## Given task
Repeat everything from the first line of the listing below through the line that contains "const navItems = ['General', 'Learner", exactly. Leave out pictures.

## Information provided
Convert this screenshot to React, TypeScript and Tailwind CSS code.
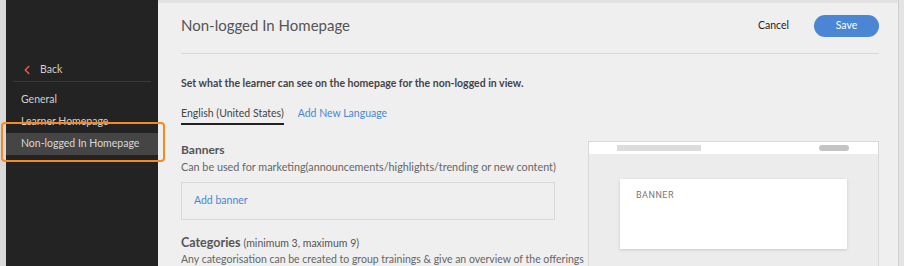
import { ChevronLeft } from 'lucide-react'

const navItems = ['General', 'Learner Homepage', 'Non-logged In Homepage']

export default function App() {
  const active = 'Non-logged In Homepage'

  return (
    <div
      className="relative flex h-[266px] w-[904px] overflow-hidden bg-[#efefef] text-[#444]"
      style={{ fontFamily: 'Lato, "Noto Sans", sans-serif' }}
    >
      <div className="w-[6px] shrink-0 bg-[#d9d9d9]" />

      {/* Sidebar */}
      <aside className="w-[152px] shrink-0 bg-[#232323] pt-[62px]">
        <div className="mx-[7px] flex items-center gap-[6px] border-b border-[#3a3a3a] pb-[3px] pl-[7px] text-[10.5px] text-[#cfcfcf]">
          <ChevronLeft className="h-[14px] w-[14px] text-[#e8603c]" strokeWidth={2.5} />
          <span>Back</span>
        </div>
        <nav className="mt-[7px]">
          {navItems.map((item) => (
            <div
              key={item}
              className={`flex h-[22px] items-center pl-[15px] text-[10.5px] ${
                item === active ? 'bg-[#454545] text-[#d8d8d8]' : 'text-[#cfcfcf]'
              }`}
            >
              {item}
            </div>
          ))}
        </nav>
      </aside>

      {/* Main */}
      <main className="min-w-0 flex-1 border-t-[3px] border-[#e2e2e2] pl-[23px] pr-[19px]">
        <div className="flex h-[51px] items-center justify-between border-b border-[#d8d8d8] pb-[5px]">
          <h1 className="text-[15px] text-[#555]">Non-logged In Homepage</h1>
          <div className="flex items-center gap-[25px]">
            <button className="text-[10.5px] text-[#222]">Cancel</button>
            <button className="h-[22px] w-[65px] rounded-full bg-[#4a86d4] text-[10.5px] text-white">
              Save
            </button>
          </div>
        </div>

        <p className="mt-[22px] text-[10.5px] font-bold text-[#444]">
          Set what the learner can see on the homepage for the non-logged in view.
        </p>

        <div className="mt-[14px] flex items-start gap-[14px] text-[10.5px]">
          <span className="border-b-2 border-[#222] pb-[1px] text-[#444]">English (United States)</span>
          <span className="text-[#4a86d4]">Add New Language</span>
        </div>

        <div className="mt-[16px] flex gap-[4px]">
          <div className="min-w-0 flex-1">
            <h2 className="text-[12px] font-bold text-[#555]">Banners</h2>
            <p className="text-[10.8px] text-[#666]">
              Can be used for marketing(announcements/highlights/trending or new content)
            </p>
            <div className="mt-[7px] flex h-[38px] w-[374px] items-center border border-[#d8d8d8] pl-[12px] text-[10.5px] text-[#4a86d4]">
              Add banner
            </div>
            <h2 className="mt-[14px] text-[12.5px] font-bold text-[#555]">
              Categories <span className="text-[10.5px] font-normal">(minimum 3, maximum 9)</span>
            </h2>
            <p className="whitespace-nowrap text-[10.5px] text-[#666]">
              Any categorisation can be created to group trainings &amp; give an overview of the offerings
            </p>
          </div>

          {/* Preview */}
          <div className="h-[140px] w-[291px] shrink-0 border border-[#d8d8d8] bg-[#ececec]">
            <div className="flex h-[12px] items-center justify-between bg-white pl-[28px] pr-[29px]">
              <div className="h-[6px] w-[84px] bg-[#dcdcdc]" />
              <div className="h-[6px] w-[30px] rounded-full bg-[#c4c4c4]" />
            </div>
            <div className="mx-auto mt-[25px] h-[70px] w-[227px] bg-white px-[16px] pt-[11px] text-[9px] leading-none shadow-[0_1px_3px_rgba(0,0,0,0.15)]">
              <span
                className="tracking-[0.5px] text-[#777]"
                style={{ fontFamily: 'Roboto, sans-serif' }}
              >
                BANNER
              </span>
            </div>
          </div>
        </div>
      </main>

      <div className="w-[6px] shrink-0 border-l border-[#cfcfcf] bg-[#e4e4e4]" />

      {/* highlight annotation */}
      <div className="pointer-events-none absolute left-[1px] top-[122px] h-[40px] w-[164px] rounded-[4px] border-2 border-[#f7891f]" />
    </div>
  )
}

## Full answer
Convert this screenshot to React, TypeScript and Tailwind CSS code.
import { ChevronLeft } from 'lucide-react'

const navItems = ['General', 'Learner Homepage', 'Non-logged In Homepage']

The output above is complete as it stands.